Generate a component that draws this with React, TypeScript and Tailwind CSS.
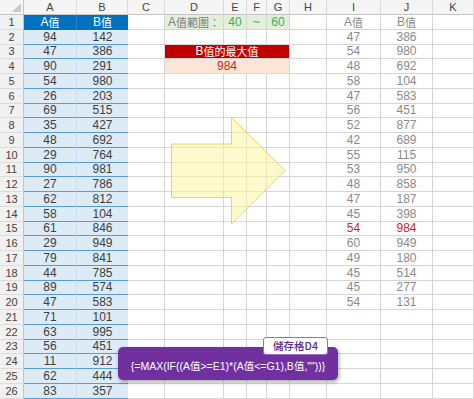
import React from 'react';

const ab: [number, number][] = [
  [94, 142], [47, 386], [90, 291], [54, 980], [26, 203], [69, 515], [35, 427],
  [48, 692], [29, 764], [90, 981], [27, 786], [62, 812], [58, 104], [61, 846],
  [29, 949], [79, 841], [44, 785], [89, 574], [47, 583], [71, 101], [63, 995],
  [56, 451], [11, 912], [62, 444], [83, 357],
];

const ij: [number, number][] = [
  [47, 386], [54, 980], [48, 692], [58, 104], [47, 583], [56, 451], [52, 877],
  [42, 689], [55, 115], [53, 950], [48, 858], [47, 187], [45, 398], [54, 984],
  [60, 949], [49, 180], [45, 514], [45, 277], [54, 131],
];

const cols = ['A', 'B', 'C', 'D', 'E', 'F', 'G', 'H', 'I', 'J', 'K'];

const cell = 'flex items-center justify-center border-r border-b border-[#d6d6d6] leading-[14px] whitespace-nowrap';
const blue = 'flex items-center justify-center bg-[#ddebf7] border-b border-[#5b9bd5] leading-[14px] text-[#404040]';
const cjk = "font-['Noto_Sans_CJK_TC',sans-serif] text-[11px]";

function Row({ r }: { r: number }) {
  const d = ab[r - 2];
  const g = ij[r - 2];
  const gray = r === 15 ? 'text-[#c0282d]' : 'text-[#8a8a8a]';
  return (
    <>
      <div className="flex items-center justify-center bg-[#f1f1f1] border-r border-[#c4c4c4] border-b border-b-[#dcdcdc] text-[11px] text-[#444] leading-[14px]">
        {r}
      </div>
      {r === 1 ? (
        <>
          <div className="flex items-center justify-center bg-[#0070c0] text-white border-r border-[#2d86c9] leading-[14px]">
            <span>A</span><span className={cjk}>值</span>
          </div>
          <div className="flex items-center justify-center bg-[#0070c0] text-white leading-[14px]">
            <span>B</span><span className={cjk}>值</span>
          </div>
        </>
      ) : (
        <>
          <div className={`${blue} border-r border-r-[#c9dcee]`}>{d[0]}</div>
          <div className={blue}>{d[1]}</div>
        </>
      )}
      <div className={cell} />
      {r === 1 ? (
        <>
          <div className={`${cell} bg-[#e2efda] border-[#d2e3c8] text-[#7f7f7f]`}>
            <span>A</span><span className={cjk}>值範圍：</span>
          </div>
          <div className={`${cell} bg-[#e2efda] border-[#d2e3c8] text-[#3cb054]`}>40</div>
          <div className={`${cell} bg-[#e2efda] border-[#d2e3c8] text-[#3cb054]`}>~</div>
          <div className={`${cell} bg-[#e2efda] border-[#d2e3c8] text-[#3cb054]`}>60</div>
        </>
      ) : r === 3 ? (
        <div className={`${cell} col-span-4 bg-[#c00000] border-[#c00000] text-white`}>
          <span>B</span><span className={cjk}>值的最大值</span>
        </div>
      ) : r === 4 ? (
        <div className={`${cell} col-span-4 bg-[#fce4d6] border-[#f3d6c6] text-[#c0282d]`}>984</div>
      ) : (
        <>
          <div className={cell} />
          <div className={cell} />
          <div className={cell} />
          <div className={cell} />
        </>
      )}
      <div className={cell} />
      {r === 1 ? (
        <>
          <div className={`${cell} text-[#8a8a8a]`}><span>A</span><span className={cjk}>值</span></div>
          <div className={`${cell} text-[#8a8a8a]`}><span>B</span><span className={cjk}>值</span></div>
        </>
      ) : g ? (
        <>
          <div className={`${cell} ${gray}`}>{g[0]}</div>
          <div className={`${cell} ${gray}`}>{g[1]}</div>
        </>
      ) : (
        <>
          <div className={cell} />
          <div className={cell} />
        </>
      )}
      <div className={cell} />
    </>
  );
}

export default function App() {
  const rows = Array.from({ length: 26 }, (_, i) => i + 1);
  return (
    <div className="relative w-[474px] h-[399px] overflow-hidden bg-white font-['Liberation_Sans','Noto_Sans_CJK_TC',sans-serif] text-[12px]">
      <div className="grid grid-cols-[24px_53px_51px_37px_59px_23px_20px_23px_37px_54px_52px_41px] grid-rows-[15px_repeat(26,14.75px)]">
        <div className="relative bg-[#f5f5f5] border-r border-b border-[#c4c4c4]">
          <svg className="absolute right-[2px] bottom-[2px]" width="9" height="9" viewBox="0 0 9 9">
            <polygon points="9,0 9,9 0,9" fill="#c9c9c9" />
          </svg>
        </div>
        {cols.map((c) => (
          <div
            key={c}
            className="flex items-center justify-center bg-[#f5f5f5] border-r border-[#dadada] border-b border-b-[#c4c4c4] text-[11px] text-[#444] leading-[14px]"
          >
            {c}
          </div>
        ))}
        {rows.map((r) => (
          <Row key={r} r={r} />
        ))}
      </div>

      <svg className="absolute inset-0 pointer-events-none" width="474" height="399" viewBox="0 0 474 399">
        <polygon
          points="171.5,144 231.5,144 231.5,117.5 285,170.5 231.5,224 231.5,197.5 171.5,197.5"
          fill="rgba(255,246,160,0.55)"
          stroke="#ecd35c"
          strokeWidth="1"
        />
      </svg>

      <div className="absolute left-[118px] top-[347px] w-[220px] h-[33px] rounded-[5px] bg-[#7030a0] shadow-[1px_2px_4px_rgba(0,0,0,0.35)] flex items-center justify-center pt-[5px] text-white text-[10.5px] leading-none whitespace-nowrap">
        {'{=MAX(IF((A'}<span className="font-['Noto_Sans_CJK_TC',sans-serif] text-[10.5px]">值</span>{'>=E1)*(A'}<span className="font-['Noto_Sans_CJK_TC',sans-serif] text-[10.5px]">值</span>{'<=G1),B'}<span className="font-['Noto_Sans_CJK_TC',sans-serif] text-[10.5px]">值</span>{',""))}'}
      </div>
      <div className="absolute left-[263px] top-[337px] w-[65px] h-[18px] rounded-[3px] bg-white border border-[#9a6cc2] flex items-center justify-center text-[#5e2a86] text-[10.5px] font-['Noto_Sans_CJK_TC',sans-serif] font-medium leading-none">
        儲存格D4
      </div>
    </div>
  );
}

## To be done
Leave out the pictures and restate everything else word for word.

## In response
Generate a component that draws this with React, TypeScript and Tailwind CSS.
import React from 'react';

const ab: [number, number][] = [
  [94, 142], [47, 386], [90, 291], [54, 980], [26, 203], [69, 515], [35, 427],
  [48, 692], [29, 764], [90, 981], [27, 786], [62, 812], [58, 104], [61, 846],
  [29, 949], [79, 841], [44, 785], [89, 574], [47, 583], [71, 101], [63, 995],
  [56, 451], [11, 912], [62, 444], [83, 357],
];

const ij: [number, number][] = [
  [47, 386], [54, 980], [48, 692], [58, 104], [47, 583], [56, 451], [52, 877],
  [42, 689], [55, 115], [53, 950], [48, 858], [47, 187], [45, 398], [54, 984],
  [60, 949], [49, 180], [45, 514], [45, 277], [54, 131],
];

const cols = ['A', 'B', 'C', 'D', 'E', 'F', 'G', 'H', 'I', 'J', 'K'];

const cell = 'flex items-center justify-center border-r border-b border-[#d6d6d6] leading-[14px] whitespace-nowrap';
const blue = 'flex items-center justify-center bg-[#ddebf7] border-b border-[#5b9bd5] leading-[14px] text-[#404040]';
const cjk = "font-['Noto_Sans_CJK_TC',sans-serif] text-[11px]";

function Row({ r }: { r: number }) {
  const d = ab[r - 2];
  const g = ij[r - 2];
  const gray = r === 15 ? 'text-[#c0282d]' : 'text-[#8a8a8a]';
  return (
    <>
      <div className="flex items-center justify-center bg-[#f1f1f1] border-r border-[#c4c4c4] border-b border-b-[#dcdcdc] text-[11px] text-[#444] leading-[14px]">
        {r}
      </div>
      {r === 1 ? (
        <>
          <div className="flex items-center justify-center bg-[#0070c0] text-white border-r border-[#2d86c9] leading-[14px]">
            <span>A</span><span className={cjk}>值</span>
          </div>
          <div className="flex items-center justify-center bg-[#0070c0] text-white leading-[14px]">
            <span>B</span><span className={cjk}>值</span>
          </div>
        </>
      ) : (
        <>
          <div className={`${blue} border-r border-r-[#c9dcee]`}>{d[0]}</div>
          <div className={blue}>{d[1]}</div>
        </>
      )}
      <div className={cell} />
      {r === 1 ? (
        <>
          <div className={`${cell} bg-[#e2efda] border-[#d2e3c8] text-[#7f7f7f]`}>
            <span>A</span><span className={cjk}>值範圍：</span>
          </div>
          <div className={`${cell} bg-[#e2efda] border-[#d2e3c8] text-[#3cb054]`}>40</div>
          <div className={`${cell} bg-[#e2efda] border-[#d2e3c8] text-[#3cb054]`}>~</div>
          <div className={`${cell} bg-[#e2efda] border-[#d2e3c8] text-[#3cb054]`}>60</div>
        </>
      ) : r === 3 ? (
        <div className={`${cell} col-span-4 bg-[#c00000] border-[#c00000] text-white`}>
          <span>B</span><span className={cjk}>值的最大值</span>
        </div>
      ) : r === 4 ? (
        <div className={`${cell} col-span-4 bg-[#fce4d6] border-[#f3d6c6] text-[#c0282d]`}>984</div>
      ) : (
        <>
          <div className={cell} />
          <div className={cell} />
          <div className={cell} />
          <div className={cell} />
        </>
      )}
      <div className={cell} />
      {r === 1 ? (
        <>
          <div className={`${cell} text-[#8a8a8a]`}><span>A</span><span className={cjk}>值</span></div>
          <div className={`${cell} text-[#8a8a8a]`}><span>B</span><span className={cjk}>值</span></div>
        </>
      ) : g ? (
        <>
          <div className={`${cell} ${gray}`}>{g[0]}</div>
          <div className={`${cell} ${gray}`}>{g[1]}</div>
        </>
      ) : (
        <>
          <div className={cell} />
          <div className={cell} />
        </>
      )}
      <div className={cell} />
    </>
  );
}

export default function App() {
  const rows = Array.from({ length: 26 }, (_, i) => i + 1);
  return (
    <div className="relative w-[474px] h-[399px] overflow-hidden bg-white font-['Liberation_Sans','Noto_Sans_CJK_TC',sans-serif] text-[12px]">
      <div className="grid grid-cols-[24px_53px_51px_37px_59px_23px_20px_23px_37px_54px_52px_41px] grid-rows-[15px_repeat(26,14.75px)]">
        <div className="relative bg-[#f5f5f5] border-r border-b border-[#c4c4c4]">
          <svg className="absolute right-[2px] bottom-[2px]" width="9" height="9" viewBox="0 0 9 9">
            <polygon points="9,0 9,9 0,9" fill="#c9c9c9" />
          </svg>
        </div>
        {cols.map((c) => (
          <div
            key={c}
            className="flex items-center justify-center bg-[#f5f5f5] border-r border-[#dadada] border-b border-b-[#c4c4c4] text-[11px] text-[#444] leading-[14px]"
          >
            {c}
          </div>
        ))}
        {rows.map((r) => (
          <Row key={r} r={r} />
        ))}
      </div>

      <svg className="absolute inset-0 pointer-events-none" width="474" height="399" viewBox="0 0 474 399">
        <polygon
          points="171.5,144 231.5,144 231.5,117.5 285,170.5 231.5,224 231.5,197.5 171.5,197.5"
          fill="rgba(255,246,160,0.55)"
          stroke="#ecd35c"
          strokeWidth="1"
        />
      </svg>

      <div className="absolute left-[118px] top-[347px] w-[220px] h-[33px] rounded-[5px] bg-[#7030a0] shadow-[1px_2px_4px_rgba(0,0,0,0.35)] flex items-center justify-center pt-[5px] text-white text-[10.5px] leading-none whitespace-nowrap">
        {'{=MAX(IF((A'}<span className="font-['Noto_Sans_CJK_TC',sans-serif] text-[10.5px]">值</span>{'>=E1)*(A'}<span className="font-['Noto_Sans_CJK_TC',sans-serif] text-[10.5px]">值</span>{'<=G1),B'}<span className="font-['Noto_Sans_CJK_TC',sans-serif] text-[10.5px]">值</span>{',""))}'}
      </div>
      <div className="absolute left-[263px] top-[337px] w-[65px] h-[18px] rounded-[3px] bg-white border border-[#9a6cc2] flex items-center justify-center text-[#5e2a86] text-[10.5px] font-['Noto_Sans_CJK_TC',sans-serif] font-medium leading-none">
        儲存格D4
      </div>
    </div>
  );
}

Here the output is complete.